I just don't know why we're talking about legislative intent in the absence of any ambiguity in the statute (Gov't Code 411.209).
Legislative intent is used when the plain words are not of your liking. Or when the plain words are unclear.
I got several warning/prohibition signs from TAC today in the mail. I am thinking about posting them in random places. If Hale County gets sued, you did not read this here. This message has been edited. Last edited by: Jim Tirey,
If Hale County gets sued, Jim, I suspect it will not be alone.
Happy New Year, y'all!
"It seems like a huge assumption is being made that 46.03 limits its scope to a strictly "judicial" court."
I agree, that's the assumption in the Governor's memo and AG opinions. Our office decided that a Commissioners' Court is definitely a "government court" for multiple reasons.
- plain language of the text
- legal definition of "court"
- other uses of "court" in related statutes
- Commissioners' Court is presided over by a County Judge (and our County Judge is a magistrate and spends at least 40% of his county time performing judicial duties)
- Commissioners' Courts in Texas are courts of record
I'm sure I forgot something. It just seems ridiculous for them to assume/argue that the term "government court" suddenly excludes a Commissioners' Court when that part of the text didn't change.
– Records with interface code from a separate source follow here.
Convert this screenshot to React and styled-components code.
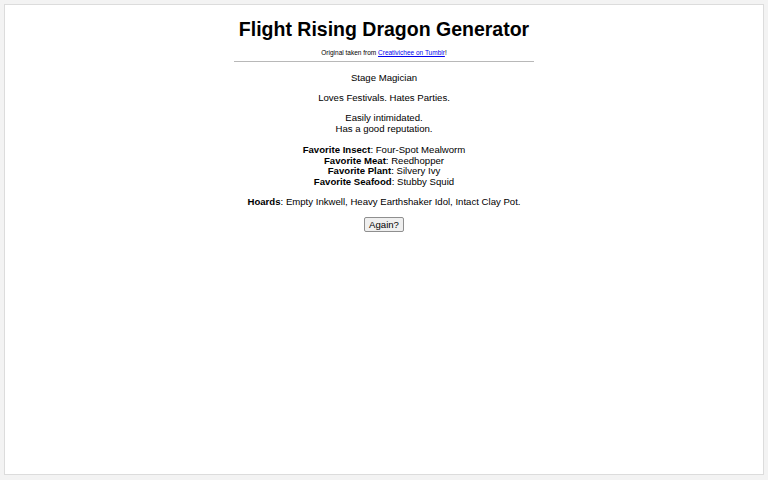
import React from 'react';
import styled, { createGlobalStyle } from 'styled-components';

const GlobalStyle = createGlobalStyle`
    html, body {
        margin: 0;
        padding: 0;
        background-color: #f3f3f3;
        font-family: "Liberation Sans", Arial, sans-serif;
        color: #000;
    }
`

const dragon = {
    job: 'Stage Magician',
    likes: 'Loves Festivals. Hates Parties.',
    traits: ['Easily intimidated.', 'Has a good reputation.'],
    favorites: [
        ['Favorite Insect', 'Four-Spot Mealworm'],
        ['Favorite Meat', 'Reedhopper'],
        ['Favorite Plant', 'Silvery Ivy'],
        ['Favorite Seafood', 'Stubby Squid'],
    ],
    hoards: ['Empty Inkwell', 'Heavy Earthshaker Idol', 'Intact Clay Pot'],
};

const App = () => {
    return (
        <>
            <GlobalStyle />
            <Page>
                <Panel>
                    <Column>
                        <Title>Flight Rising Dragon Generator</Title>
                        <Credit>
                            Original taken from <a href="#">Creativichee on Tumblr</a>!
                        </Credit>
                        <Rule />
                        <Block $gap={10.5}>{dragon.job}</Block>
                        <Block>{dragon.likes}</Block>
                        <Block>
                            {dragon.traits.map(t => <Line key={t}>{t}</Line>)}
                        </Block>
                        <Block $gap={10.5}>
                            {dragon.favorites.map(([label, value]) => (
                                <Line key={label}><b>{label}</b>: {value}</Line>
                            ))}
                        </Block>
                        <Block>
                            <b>Hoards</b>: {dragon.hoards.join(', ')}.
                        </Block>
                        <Again type="button">Again?</Again>
                    </Column>
                </Panel>
            </Page>
        </>
    )
}

export default App;

const Page = styled.div`
    padding: 4px 4px 5px 4px;
    height: 100vh;
    box-sizing: border-box;
`

const Panel = styled.div`
    height: 100%;
    box-sizing: border-box;
    background-color: #fff;
    border: 1px solid #dcdcdc;
    display: flex;
    justify-content: center;
`

const Column = styled.div`
    width: 300px;
    text-align: center;
    font-size: 9.6px;
    line-height: 10.7px;
`

const Title = styled.h1`
    margin: 12px -20px 0 -20px;
    font-size: 19.5px;
    line-height: 24px;
    font-weight: bold;
    white-space: nowrap;
`

const Credit = styled.div`
    margin-top: 8px;
    font-size: 6.5px;
    line-height: 8px;
    a {
        color: #0000ee;
        text-decoration: underline;
    }
`

const Rule = styled.hr`
    margin: 4px 0 0 0;
    border: none;
    border-top: 1px solid #b8b8b8;
    height: 0;
`

const Block = styled.div`
    margin-top: ${p => p.$gap || 9.5}px;
`

const Line = styled.div``

const Again = styled.button`
    margin-top: 9px;
    font-family: "Liberation Sans", Arial, sans-serif;
    font-size: 9.6px;
    padding: 1px 4px;
    border: 1px solid #8f8f8f;
    border-radius: 2px;
    background-color: #efefef;
    color: #000;
`
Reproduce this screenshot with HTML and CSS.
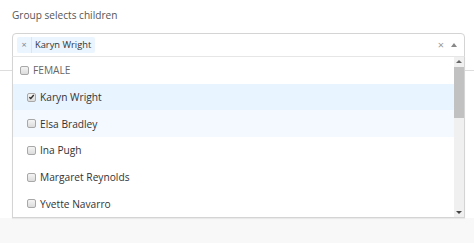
FILE: index.html
```html
<!DOCTYPE html>
<html>
<head>
<meta charset="utf-8">
<link rel="stylesheet" href="styles.css">
</head>
<body>
<div class="page">
  <div class="field">
    <div class="label">Group selects children</div>
    <div class="select">
      <div class="control">
        <div class="chip"><span class="chip-x">×</span><span class="chip-text">Karyn Wright</span></div>
        <div class="spacer"></div>
        <span class="clear">×</span>
        <span class="arrow"></span>
      </div>
      <div class="menu">
        <div class="list">
          <div class="opt group"><span class="cb"></span>FEMALE</div>
          <div class="opt child selected"><span class="cb checked"><svg viewBox="0 0 8 8" width="8" height="8"><path d="M1.5 4.2 L3.2 5.8 L6.6 1.8" fill="none" stroke="#333" stroke-width="1.6"/></svg></span>Karyn Wright</div>
          <div class="opt child hover"><span class="cb"></span>Elsa Bradley</div>
          <div class="opt child"><span class="cb"></span>Ina Pugh</div>
          <div class="opt child"><span class="cb"></span>Margaret Reynolds</div>
          <div class="opt child"><span class="cb"></span>Yvette Navarro</div>
        </div>
        <div class="scrollbar">
          <span class="sb-up"></span>
          <div class="sb-track"><div class="sb-thumb"></div></div>
          <span class="sb-down"></span>
        </div>
      </div>
    </div>
  </div>
  <div class="gap"></div>
  <div class="footer"></div>
</div>
</body>
</html>
```
FILE: styles.css
```css
html, body {
  margin: 0;
  padding: 0;
  background: #fff;
}
body {
  font-family: "Open Sans", "Noto Sans", sans-serif;
  color: #333;
  width: 474px;
  height: 243px;
  overflow: hidden;
}
.page {
  display: flex;
  flex-direction: column;
  height: 243px;
}
.field {
  padding: 6px 9px 0 12px;
  height: 64px;
  border-bottom: 1px solid #ddd;
  box-sizing: content-box;
}
.label {
  font-size: 10.1px;
  color: #555;
  line-height: 18px;
  height: 27px;
}
.select {
  position: relative;
  width: 453px;
}
.control {
  height: 22px;
  border: 1px solid #d4d4d4;
  border-radius: 4px 4px 0 0;
  display: flex;
  align-items: center;
  padding: 0 7px 0 4px;
  background: #fff;
}
.chip {
  display: flex;
  align-items: center;
  height: 16px;
  background: #ebf5ff;
  border-radius: 2px;
  font-size: 9.3px;
  color: #333;
}
.chip-x {
  width: 14px;
  text-align: center;
  color: #7a8a99;
  font-size: 9px;
  border-right: 1px solid #d6e6f5;
  line-height: 16px;
}
.chip-text {
  padding: 0 4px 0 3px;
  line-height: 16px;
}
.spacer { flex: 1; }
.clear {
  color: #999;
  font-size: 11px;
  line-height: 12px;
  margin-right: 7px;
}
.arrow {
  width: 0;
  height: 0;
  border-left: 3.5px solid transparent;
  border-right: 3.5px solid transparent;
  border-bottom: 4px solid #888;
}
.menu {
  position: absolute;
  left: 0;
  top: 23px;
  width: 451px;
  height: 160px;
  border: 1px solid #d4d4d4;
  border-top-color: #e6e6e6;
  background: #fff;
  display: flex;
  box-shadow: 0 1px 1px rgba(0,0,0,0.06);
  z-index: 2;
}
.list {
  flex: 1;
  display: flex;
  flex-direction: column;
}
.opt {
  height: 26.8px;
  display: flex;
  align-items: center;
  font-size: 10.2px;
  color: #333;
  padding-left: 7px;
}
.opt.group {
  color: #666;
}
.opt.child {
  padding-left: 14px;
}
.opt.selected { background: #e8f4ff; }
.opt.hover { background: #f4f9ff; }
.cb {
  width: 7px;
  height: 7px;
  border: 1px solid #a8a8a8;
  border-radius: 2px;
  background: linear-gradient(#f4f4f4, #dcdcdc);
  margin-right: 4px;
  display: inline-flex;
  align-items: center;
  justify-content: center;
  flex: none;
}
.cb.checked svg { display: block; }
.scrollbar {
  width: 10px;
  background: #f0f0f0;
  display: flex;
  flex-direction: column;
  align-items: center;
}
.sb-up, .sb-down {
  height: 10px;
  width: 10px;
  position: relative;
}
.sb-up::after, .sb-down::after {
  content: "";
  position: absolute;
  left: 2px;
  top: 3px;
  border-left: 3px solid transparent;
  border-right: 3px solid transparent;
}
.sb-up::after { border-bottom: 3px solid #666; }
.sb-down::after { border-top: 3px solid #444; top: 4px; }
.sb-track {
  flex: 1;
  width: 10px;
}
.sb-thumb {
  height: 51px;
  background: #c1c1c1;
}
.gap { flex: 1; }
.footer {
  height: 25px;
  background: #f8f8f8;
}
```
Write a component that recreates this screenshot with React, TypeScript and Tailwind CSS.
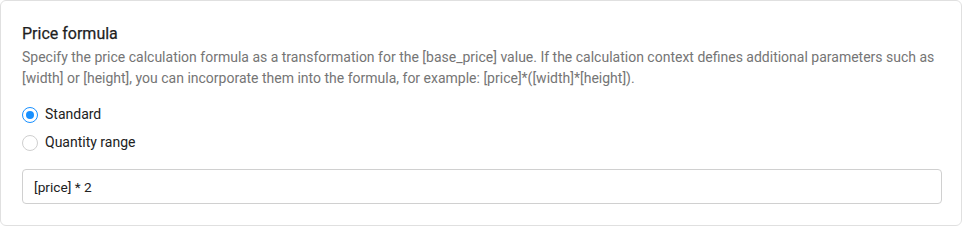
import React, { useState } from "react";

export default function App() {
  const [mode, setMode] = useState("standard");
  return (
    <div className="w-[962px] h-[226px] bg-white p-0" style={{ fontFamily: "Roboto, 'Liberation Sans', sans-serif" }}>
      <div className="h-[226px] w-[962px] rounded-[6px] border border-[#e0e0e0] bg-white px-[21px] pt-[22px]">
        <h2 className="text-[16px] leading-[22px] font-normal text-[#1f1f1f] [-webkit-text-stroke:0.25px_#1f1f1f]">Price formula</h2>
        <p className="mt-[2px] text-[14px] leading-[21px] text-[#757575]">
          Specify the price calculation formula as a transformation for the [base_price] value. If the calculation context defines additional parameters such as [width] or [height], you can incorporate them into the formula, for example: [price]*([width]*[height]).
        </p>
        <div className="mt-[15px] flex flex-col gap-[7px]">
          {[
            { id: "standard", label: "Standard" },
            { id: "range", label: "Quantity range" },
          ].map((o) => {
            const sel = mode === o.id;
            return (
              <label key={o.id} className="flex h-[21px] cursor-pointer items-center gap-[7px]" onClick={() => setMode(o.id)}>
                <span
                  className={
                    sel
                      ? "flex h-[16px] w-[16px] items-center justify-center rounded-full border border-[#1890ff] bg-white"
                      : "flex h-[16px] w-[16px] items-center justify-center rounded-full border border-[#cfcfcf] bg-white"
                  }
                >
                  {sel && <span className="h-[8px] w-[8px] rounded-full bg-[#1890ff]" />}
                </span>
                <span className="text-[14px] text-[#212121]">{o.label}</span>
              </label>
            );
          })}
        </div>
        <input
          defaultValue="[price] * 2"
          className="mt-[16px] h-[35px] w-[920px] rounded-[4px] border border-[#d0d0d0] px-[11px] text-[13.7px] text-[#212121] outline-none"
          style={{ fontFamily: "Roboto, 'Liberation Sans', sans-serif" }}
        />
      </div>
    </div>
  );
}
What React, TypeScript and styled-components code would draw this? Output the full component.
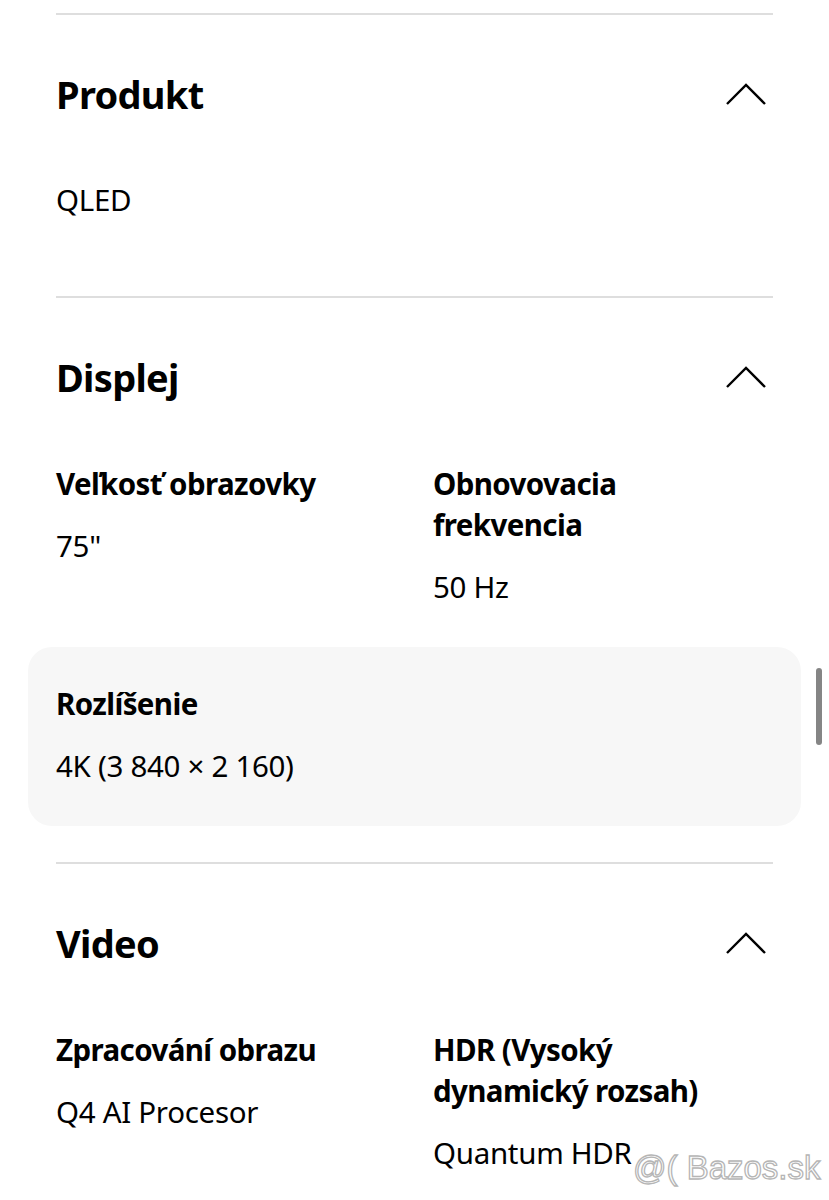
import React from "react";
import styled, { createGlobalStyle } from "styled-components";

const Global = createGlobalStyle`
  html, body { margin: 0; padding: 0; background: #ffffff; }
  body { font-family: "Noto Sans", "Open Sans", sans-serif; color: #000; }
`;

const Page = styled.div`
  position: relative;
  width: 829px;
  height: 1200px;
  overflow: hidden;
  background: #fff;
  padding: 13px 56px 0;
  box-sizing: border-box;
`;

const Section = styled.section`
  border-top: 2px solid #dedede;
  padding-bottom: 36px;
`;

const Header = styled.div`
  display: flex;
  align-items: center;
  justify-content: space-between;
  height: 50px;
  margin-top: 54px;
  margin-bottom: 25px;
`;

const Title = styled.h2`
  margin: 0;
  font-size: 38px;
  font-weight: 700;
  letter-spacing: -0.7px;
  line-height: 50px;
`;

const Chevron = styled.svg`
  width: 44px;
  height: 26px;
  margin-right: 5px;
  display: block;
`;

const Row = styled.div<{ $active?: boolean }>`
  display: grid;
  grid-template-columns: 340px 320px;
  column-gap: 37px;
  margin: 0 -28px;
  padding: 36px 28px 40px;
  border-radius: 24px;
  background: ${(p) => (p.$active ? "#f7f7f7" : "transparent")};
`;

const Item = styled.div`
  display: flex;
  flex-direction: column;
  gap: 22px;
`;

const Label = styled.div`
  font-size: 29.5px;
  font-weight: 700;
  line-height: 41px;
  letter-spacing: -0.6px;
`;

const Value = styled.div`
  font-size: 29.5px;
  font-weight: 400;
  line-height: 40px;
  letter-spacing: -0.3px;
`;

const Scrollbar = styled.div`
  position: absolute;
  left: 816px;
  top: 668px;
  width: 6px;
  height: 77px;
  border-radius: 3px;
  background: #858585;
`;

const Watermark = styled.div`
  position: absolute;
  left: 633px;
  top: 1148px;
  font-family: "Liberation Sans", Arial, sans-serif;
  font-size: 33px;
  line-height: 40px;
  color: rgba(255, 255, 255, 0.85);
  -webkit-text-stroke: 1.3px #b5b5b5;
  white-space: pre;
`;

type Spec = { label: string; value: string };
type Group = { title: string; rows: { items: Spec[]; active?: boolean }[] };

const groups: Group[] = [
  { title: "Produkt", rows: [{ items: [{ label: "", value: "QLED" }] }] },
  {
    title: "Displej",
    rows: [
      {
        items: [
          { label: "Veľkosť obrazovky", value: "75\"" },
          { label: "Obnovovacia frekvencia", value: "50 Hz" },
        ],
      },
      { items: [{ label: "Rozlíšenie", value: "4K (3 840 × 2 160)" }], active: true },
    ],
  },
  {
    title: "Video",
    rows: [
      {
        items: [
          { label: "Zpracování obrazu", value: "Q4 AI Procesor" },
          { label: "HDR (Vysoký dynamický rozsah)", value: "Quantum HDR" },
        ],
      },
    ],
  },
];

const ChevronUp = () => (
  <Chevron viewBox="0 0 44 26" fill="none">
    <path d="M3 23 L22 4 L41 23" stroke="#000" strokeWidth="2.4" strokeLinecap="butt" strokeLinejoin="miter" />
  </Chevron>
);

export default function App() {
  return (
    <>
      <Global />
      <Page>
        {groups.map((g) => (
          <Section key={g.title}>
            <Header>
              <Title>{g.title}</Title>
              <ChevronUp />
            </Header>
            {g.rows.map((r, i) => (
              <Row key={i} $active={r.active}>
                {r.items.map((it) => (
                  <Item key={it.value}>
                    {it.label && <Label>{it.label}</Label>}
                    <Value>{it.value}</Value>
                  </Item>
                ))}
              </Row>
            ))}
          </Section>
        ))}
        <Scrollbar />
        <Watermark>{"@( Bazos.sk"}</Watermark>
      </Page>
    </>
  );
}
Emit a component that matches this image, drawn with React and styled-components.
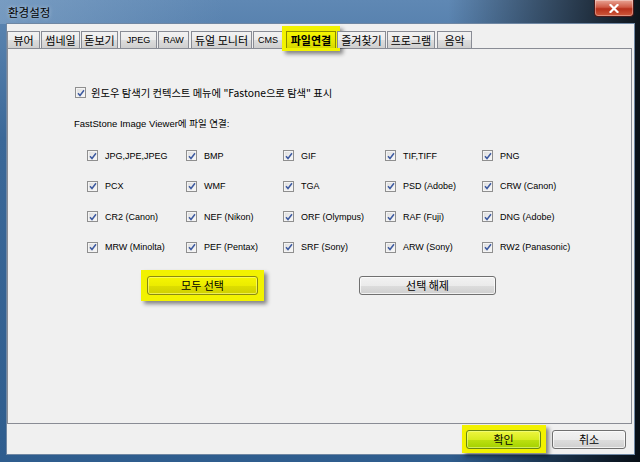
import React, { useState } from 'react';
import styled, { createGlobalStyle } from 'styled-components';

const GlobalStyle = createGlobalStyle`
  body {
    margin: 0;
    background: #000;
    overflow: hidden;
  }
`;

// Window frame
const Window = styled.div`
  width: 640px;
  height: 462px;
  display: flex;
  flex-direction: column;
  box-sizing: border-box;
  background:
    linear-gradient(90deg, transparent 0%, transparent 70%, rgba(0, 0, 0, 0.85) 100%),
    linear-gradient(180deg, #5f88b4 0%, #3b6898 30%, #2f5d8e 100%);
  font-family: "Liberation Sans", "Noto Sans CJK KR", sans-serif;
  font-size: 11px;
  color: #000;
`;

const TitleBar = styled.div`
  height: 24px;
  display: flex;
  justify-content: space-between;
  align-items: flex-start;
  padding-left: 8px;
  background: linear-gradient(90deg, rgba(150, 180, 210, 0.45) 0%, rgba(0, 0, 0, 0) 35%);
`;

const Title = styled.span`
  margin-top: 4px;
  font-family: "Noto Sans CJK KR", sans-serif;
  font-size: 11.5px;
  color: #000;
  text-shadow: 0 0 4px rgba(255, 255, 255, 0.6);
`;

const CloseButton = styled.div`
  width: 40px;
  height: 17px;
  margin-right: 6px;
  border: 1px solid #4b1a1a;
  border-top: none;
  border-radius: 0 0 4px 4px;
  box-sizing: border-box;
  background: linear-gradient(180deg, #e9a595 0%, #cf5a45 45%, #b7301b 55%, #cf5a3c 100%);
  display: flex;
  align-items: center;
  justify-content: center;
  box-shadow: inset 0 0 0 1px rgba(255, 255, 255, 0.35);
`;

const Client = styled.div`
  flex: 1;
  margin: 0 6px 8px 7px;
  background: #f0f0f0;
  display: flex;
  flex-direction: column;
  box-shadow: 0 0 0 1px #6f87a3;
`;

const TabStrip = styled.div`
  display: flex;
  padding: 7px 0 0 0;
  position: relative;
  z-index: 1;
`;

const Tab = styled.div`
  width: ${(p) => p.$w}px;
  margin-right: ${(p) => p.$gap ?? 1}px;
  height: 16px;
  border: 1px solid #898c95;
  border-bottom: none;
  box-sizing: content-box;
  background: linear-gradient(180deg, #f2f2f2 0%, #ebebeb 50%, #dddddd 51%, #cfcfcf 100%);
  display: flex;
  align-items: center;
  justify-content: center;
  font-family: ${(p) => (p.$latin ? '"Liberation Sans", sans-serif' : '"Noto Sans CJK KR", sans-serif')};
  font-size: ${(p) => (p.$latin ? '9px' : '11px')};
  white-space: nowrap;
`;

const ActiveTab = styled(Tab)`
  margin-right: 0;
  background: linear-gradient(180deg, #f6f600 0%, #e8e800 55%, #d8d800 100%);
  border-color: #8c8c00;
  font-weight: bold;
`;

const TabMark = styled.div`
  margin: -5px -3px -3px -4px;
  padding: 5px 4px 3px 4px;
  background: #f2f200;
  box-shadow: 3px 3px 4px rgba(0, 0, 0, 0.45);
  display: flex;
`;

const Panel = styled.div`
  flex: 1;
  margin-right: 2px;
  border: 1px solid #898c95;
  padding: 37px 0 0 67px;
  display: flex;
  flex-direction: column;
`;

const CheckRow = styled.label`
  display: flex;
  align-items: center;
  gap: 5px;
  font-family: ${(p) => (p.$kr ? '"Noto Sans CJK KR", sans-serif' : '"Liberation Sans", "Noto Sans CJK KR", sans-serif')};
  font-size: ${(p) => (p.$kr ? '10.3px' : '9px')};
  white-space: nowrap;
  height: 13px;
`;

const Box = styled.span`
  width: 11px;
  height: 11px;
  box-sizing: border-box;
  border: 1px solid #8f8f8f;
  background: linear-gradient(135deg, #dcdcdc 0%, #fafafa 100%);
  box-shadow: inset 0 0 0 1px #f4f4f4;
  display: flex;
  align-items: center;
  justify-content: center;
  flex-shrink: 0;
`;

const Label = styled.span`
  margin-left: ${(p) => p.$indent || 2}px;
`;

const Section = styled.div`
  margin-top: 17px;
  margin-left: -1px;
  font-family: "Liberation Sans", "Noto Sans CJK KR", sans-serif;
  font-size: 9.5px;
`;

const FileGrid = styled.div`
  display: grid;
  grid-template-columns: 99px 97px 102px 97px 110px;
  grid-auto-rows: 30.6px;
  margin: 19px 0 0 12px;
`;

const ButtonRow = styled.div`
  display: flex;
  align-items: center;
  margin: -1px 0 0 66px;
`;

const Button = styled.button`
  width: ${(p) => p.$w}px;
  height: 19px;
  border: 1px solid #707070;
  border-radius: 3px;
  background: linear-gradient(180deg, #f2f2f2 0%, #ebebeb 50%, #dddddd 51%, #cfcfcf 100%);
  box-shadow: inset 0 0 0 1px rgba(255, 255, 255, 0.7);
  font-family: "Noto Sans CJK KR", sans-serif;
  font-size: 11px;
  padding: 0;
  color: #000;
  display: flex;
  align-items: center;
  justify-content: center;
  line-height: 1;
  cursor: default;
`;

const YellowButton = styled(Button)`
  border-color: #8a8a10;
  background: linear-gradient(180deg, #f6f600 0%, #ecec00 50%, #dede00 51%, #d0d000 100%);
  box-shadow: inset 0 0 0 1px rgba(255, 255, 140, 0.6);
`;

const GreenButton = styled(Button)`
  border-color: #6a8810;
  background: linear-gradient(180deg, #eef640 0%, #d8ec20 50%, #bde010 51%, #a4d200 100%);
  box-shadow: inset 0 0 0 1px rgba(240, 255, 150, 0.6);
`;

const Mark = styled.div`
  padding: ${(p) => p.$pad || '6px'};
  background: #f2f200;
  box-shadow: 3px 3px 4px rgba(0, 0, 0, 0.45);
  display: flex;
`;

const Spacer = styled.div`
  width: ${(p) => p.$w}px;
`;

const Footer = styled.div`
  height: 30px;
  display: flex;
  align-items: center;
  justify-content: flex-end;
  padding-right: 8px;
  gap: 6px;
`;

const Check = () => (
  <Box>
    <svg width="8" height="8" viewBox="0 0 8 8">
      <path d="M1 4.2 L3 6.5 L7 1.2" fill="none" stroke="#3d5aa0" strokeWidth="1.5" />
    </svg>
  </Box>
);

const tabs = [
  { label: '뷰어', w: 31 },
  { label: '썸네일', w: 37 },
  { label: '돋보기', w: 35, gap: 2 },
  { label: 'JPEG', w: 35, latin: true },
  { label: 'RAW', w: 29, gap: 2 },
  { label: '듀얼 모니터', w: 59 },
  { label: 'CMS', w: 28, latin: true, gap: 3 },
  { label: '파일연결', w: 48, active: true },
  { label: '즐겨찾기', w: 47 },
  { label: '프로그램', w: 46, gap: 2 },
  { label: '음악', w: 33 },
];

const formats = [
  'JPG,JPE,JPEG', 'BMP', 'GIF', 'TIF,TIFF', 'PNG',
  'PCX', 'WMF', 'TGA', 'PSD (Adobe)', 'CRW (Canon)',
  'CR2 (Canon)', 'NEF (Nikon)', 'ORF (Olympus)', 'RAF (Fuji)', 'DNG (Adobe)',
  'MRW (Minolta)', 'PEF (Pentax)', 'SRF (Sony)', 'ARW (Sony)', 'RW2 (Panasonic)',
];

const App = () => {
  const [active] = useState('파일연결');

  return (
    <>
      <GlobalStyle />
      <Window>
        <TitleBar>
          <Title>환경설정</Title>
          <CloseButton>
            <svg width="10" height="9" viewBox="0 0 10 9">
              <path d="M1.5 1 L8.5 8 M8.5 1 L1.5 8" stroke="#fff" strokeWidth="2.2" strokeLinecap="square" />
            </svg>
          </CloseButton>
        </TitleBar>
        <Client>
          <TabStrip>
            {tabs.map((t) =>
              t.label === active ? (
                <TabMark key={t.label}>
                  <ActiveTab $w={t.w}>{t.label}</ActiveTab>
                </TabMark>
              ) : (
                <Tab key={t.label} $w={t.w} $gap={t.gap} $latin={t.latin || t.label === 'RAW'}>
                  {t.label}
                </Tab>
              )
            )}
          </TabStrip>
          <Panel>
            <CheckRow $kr>
              <Check />
              윈도우 탐색기 컨텍스트 메뉴에 "Fastone으로 탐색" 표시
            </CheckRow>
            <Section>FastStone Image Viewer에 파일 연결:</Section>
            <FileGrid>
              {formats.map((f) => (
                <CheckRow key={f}>
                  <Check />
                  <Label>{f}</Label>
                </CheckRow>
              ))}
            </FileGrid>
            <ButtonRow>
              <Mark>
                <YellowButton $w={111}>모두 선택</YellowButton>
              </Mark>
              <Spacer $w={95} />
              <Button $w={137}>선택 해제</Button>
            </ButtonRow>
          </Panel>
          <Footer>
            <Mark $pad="5px 5px 4px 4px">
              <GreenButton $w={75}>확인</GreenButton>
            </Mark>
            <Button $w={74}>취소</Button>
          </Footer>
        </Client>
      </Window>
    </>
  );
};

export default App;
Another, new, AG opinion request relating to this series:
Received: Thursday, February 11, 2016
Re: Whether a non-profit entity that has offices on land owned by a municipality may restrict the carrying of concealed handguns on the property
Requestor: The Honorable Lisa Pence
Erath County Attorney
Also, Art. V, sec. 1 of the Texas Constitution expressly names "commissioners courts" as places in which the judicial power of the state vests. I agree on your other points as well in favor of including commissioners courts under the phrase "government court," which is a curious phrase to begin with.